Vehicle detection and tracking are key aspects of intelligent transportation. The vehicles could be detected and tracked by sensors and video monitors. Compared with sensors, video monitors are simple and easy to update, and capable of capturing complete information [2-4]. The traffic videos can be processed by computer vision and pattern recognition, providing effective solutions for traffic control and planning.

The detection and tracking of vehicles are critical to various traffic scenarios. In road management, the foreground objects are detected to judge whether the vehicles run the red light or enter the forbidden area. In intersection monitoring, vehicle trajectories are used to determine if the derivers violate the safety regulations. In safety management, the vehicle positions are monitored automatically in real time, reducing the hidden hazards of traffic safety. In rush hours, traffic videos help to analyze the laws of traffic flow, laying the basis for reasonable route planning.

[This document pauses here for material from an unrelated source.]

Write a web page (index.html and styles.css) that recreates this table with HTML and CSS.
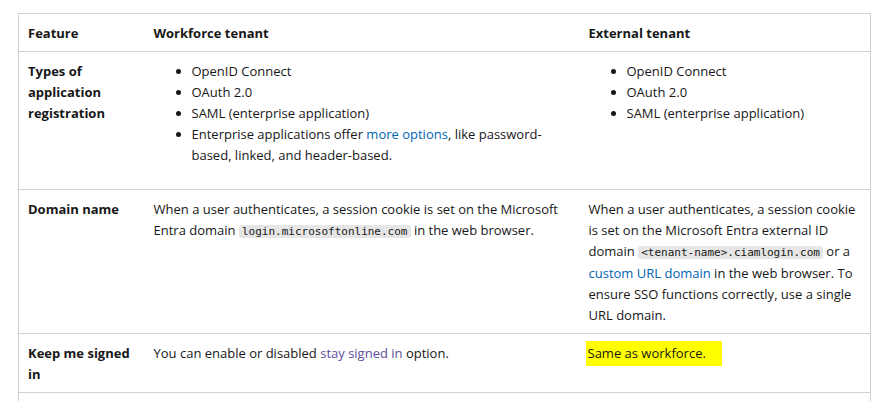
FILE: index.html
```html
<!DOCTYPE html>
<html lang="en">
<head>
  <meta charset="UTF-8" />
  <title>Workforce vs external tenant</title>
  <link rel="stylesheet" href="styles.css">
</head>
<body>
  <div class="wrap">
    <table class="compare">
      <colgroup>
        <col class="col-feature">
        <col class="col-workforce">
        <col class="col-external">
      </colgroup>
      <thead>
        <tr>
          <th>Feature</th>
          <th>Workforce tenant</th>
          <th>External tenant</th>
        </tr>
      </thead>
      <tbody>
        <tr>
          <td><strong>Types of application registration</strong></td>
          <td>
            <ul>
              <li>OpenID Connect</li>
              <li>OAuth 2.0</li>
              <li>SAML (enterprise application)</li>
              <li>Enterprise applications offer <a href="#">more options</a>, like password-based, linked, and header-based.</li>
            </ul>
          </td>
          <td>
            <ul>
              <li>OpenID Connect</li>
              <li>OAuth 2.0</li>
              <li>SAML (enterprise application)</li>
            </ul>
          </td>
        </tr>
        <tr>
          <td><strong>Domain name</strong></td>
          <td>When a user authenticates, a session cookie is set on the Microsoft Entra domain <code>login.microsoftonline.com</code> in the web browser.</td>
          <td>When a user authenticates, a session cookie is set on the Microsoft Entra external ID domain <code>&lt;tenant-name&gt;.ciamlogin.com</code> or a <a href="#">custom URL domain</a> in the web browser. To ensure SSO functions correctly, use a single URL domain.</td>
        </tr>
        <tr>
          <td><strong>Keep me signed in</strong></td>
          <td>You can enable or disabled <a href="#" class="visited">stay signed in</a> option.</td>
          <td><span class="marker">Same as workforce.</span></td>
        </tr>
        <tr>
          <td>&nbsp;</td>
          <td></td>
          <td></td>
        </tr>
      </tbody>
    </table>
  </div>
</body>
</html>
```

FILE: styles.css
```css
body {
  margin: 0;
  background: #ffffff;
  font-family: "Segoe UI", "Open Sans", sans-serif;
  font-size: 13px;
  line-height: 21px;
  color: #171717;
}
.wrap {
  padding: 13px 0 0 18px;
}
.compare {
  border-collapse: collapse;
  table-layout: fixed;
  width: 852px;
  border: 1px solid #d1d1d1;
}
.col-feature { width: 126px; }
.col-workforce { width: 435px; }
.col-external { width: 291px; }
th, td {
  text-align: left;
  vertical-align: top;
  padding: 9px 9px 7px 9px;
  border-bottom: 1px solid #d1d1d1;
}
th {
  font-weight: 700;
}
td strong {
  font-weight: 700;
}
ul {
  margin: 0 0 16px;
  padding-left: 38px;
}
a {
  color: #0065b3;
  text-decoration: none;
}
a.visited {
  color: #5c4d9a;
}
code {
  font-family: "DejaVu Sans Mono", monospace;
  font-size: 11px;
  background: #e6e6e6;
  border-radius: 3px;
  padding: 0 3px;
}
.marker {
  background: #ffff00;
  padding: 3px 16px 4px 2px;
  margin-left: -3px;
}
```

The accuracy of vehicle detection and tracking is severely suppressed by the complexity of road conditions, occlusion, and illumination changes. It is necessary to improve the detection and tracking of vehicles based on traffic videos. Therefore, this paper fully reviews the relevant studies on moving vehicle detection and tracking. On this basis, a moving vehicle detection algorithm was developed based on trust interval, and a moving vehicle tracking algorithm was designed based on correlation filtering. The effectiveness of the algorithms was confirmed through contrastive experiments.

2. Literature Review

2.1 Moving vehicle detection methods

Moving vehicle detection aims to extract the complete contours of the moving vehicle by distinguishing between the static background and moving foreground on the road and removing the information irrelevant to the moving vehicle (i.e. noises). Currently, the common methods for vehicle detection are generally based on video sequence [5] or feature learning [6].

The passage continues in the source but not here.